11. Employee Motivation
The setting of goals to inspire and direct employees. Considers the significance of individual and organizational goals. Motivation is key to effective change. The real challenge is to maintain motivation throughout a change project, particularly when change is often not well-received by those affected.
12. Individual and Organizational Performance
This factor is the overall output of the organization. This can be represented in many different ways, commonly turnover, productivity, customer satisfaction etc.
Transformational factors (Mission and strategy, Leadership and Organization culture) are deeply embedded processes and characteristics of the organization. Any change that occurs to these factors will have substantial consequences to the rest of the organization. It is also true that any other change will require these factors’ input and hence the arrows go in both directions. Lasting change to any of these factors is likely to sweep change throughout the organization. These factors will be most strongly affected by the external environment and will also have the strongest influence on transactional factors.

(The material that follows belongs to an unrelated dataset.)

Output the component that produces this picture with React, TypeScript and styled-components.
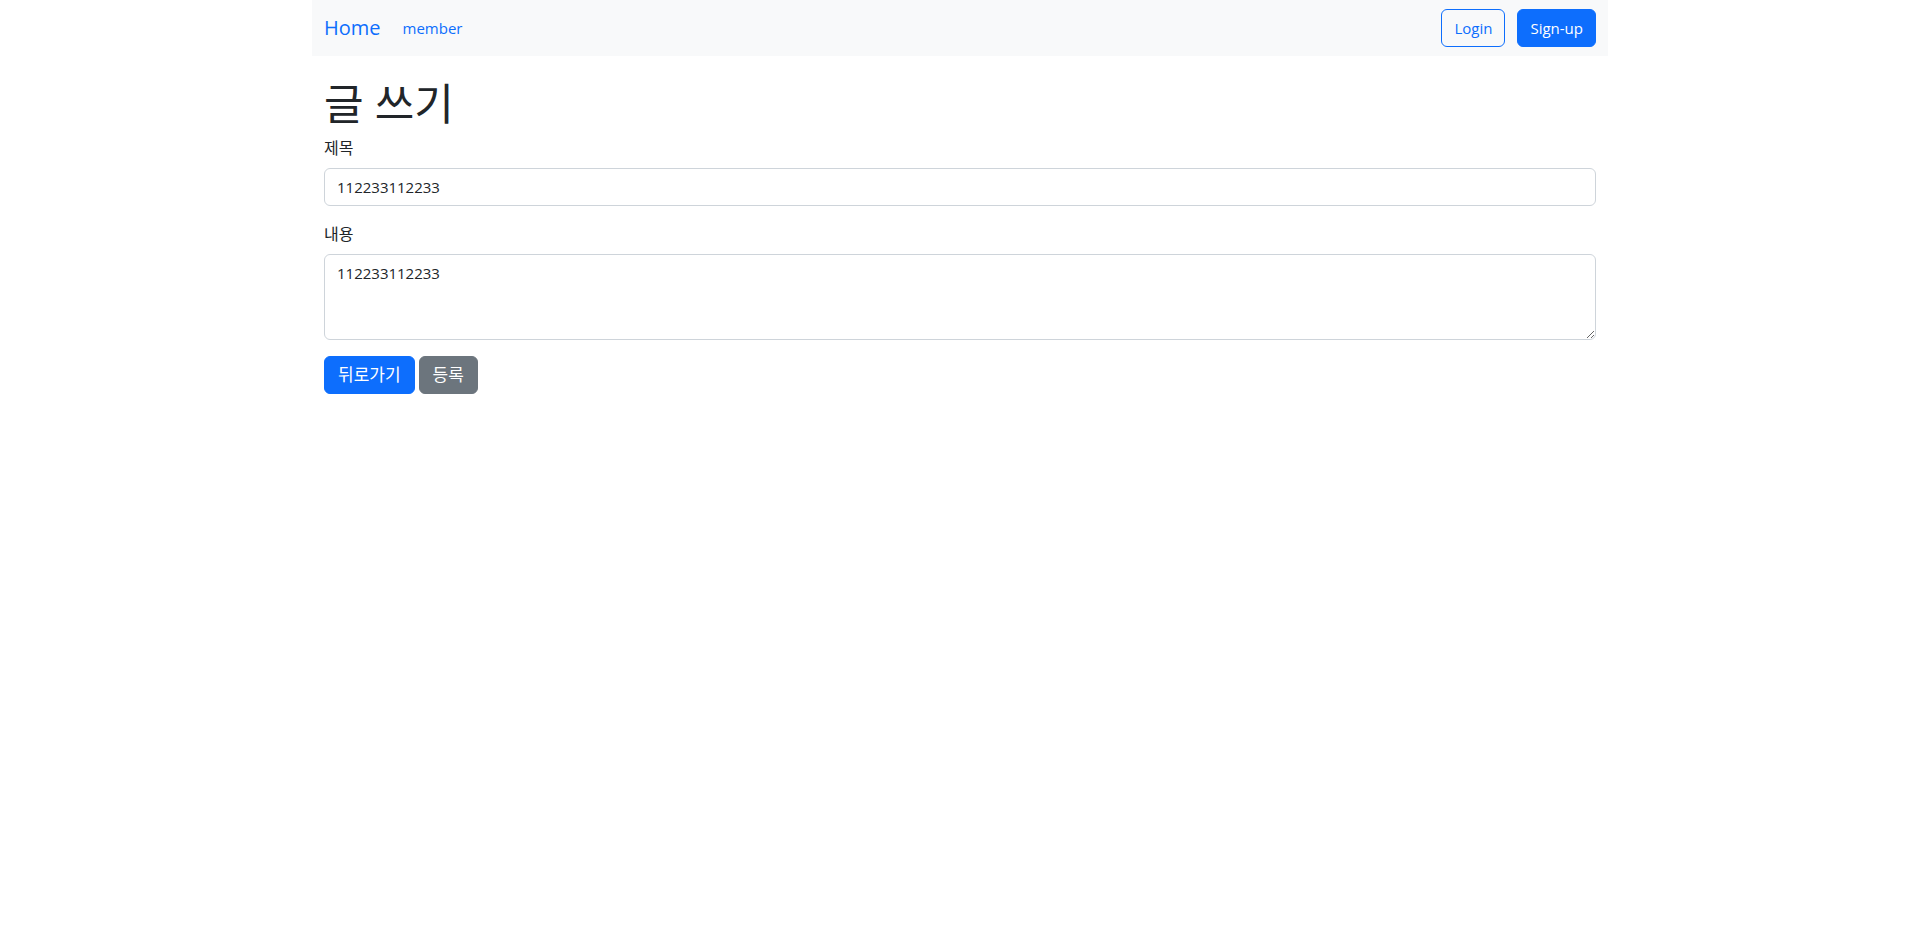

Transactional factors (Managemental practices, Organizational structure, Systems and polices, Work climate, Task requirement, Motivation, Individual needs and values) refer to day-to-day operations within the organization. The authors argue these factors are strongly affected by management, rather than leadership. Change in these factors is only likely to lead to lasting change if, in turn, the transformational factors are also affected.
An example would be a change in legal working requirements (external environment). This would cause leadership to alter management practices, which in turn would affect the work unit climate and systems. Through motivation and individual needs and values, we would then see a change to individual and organizational performance.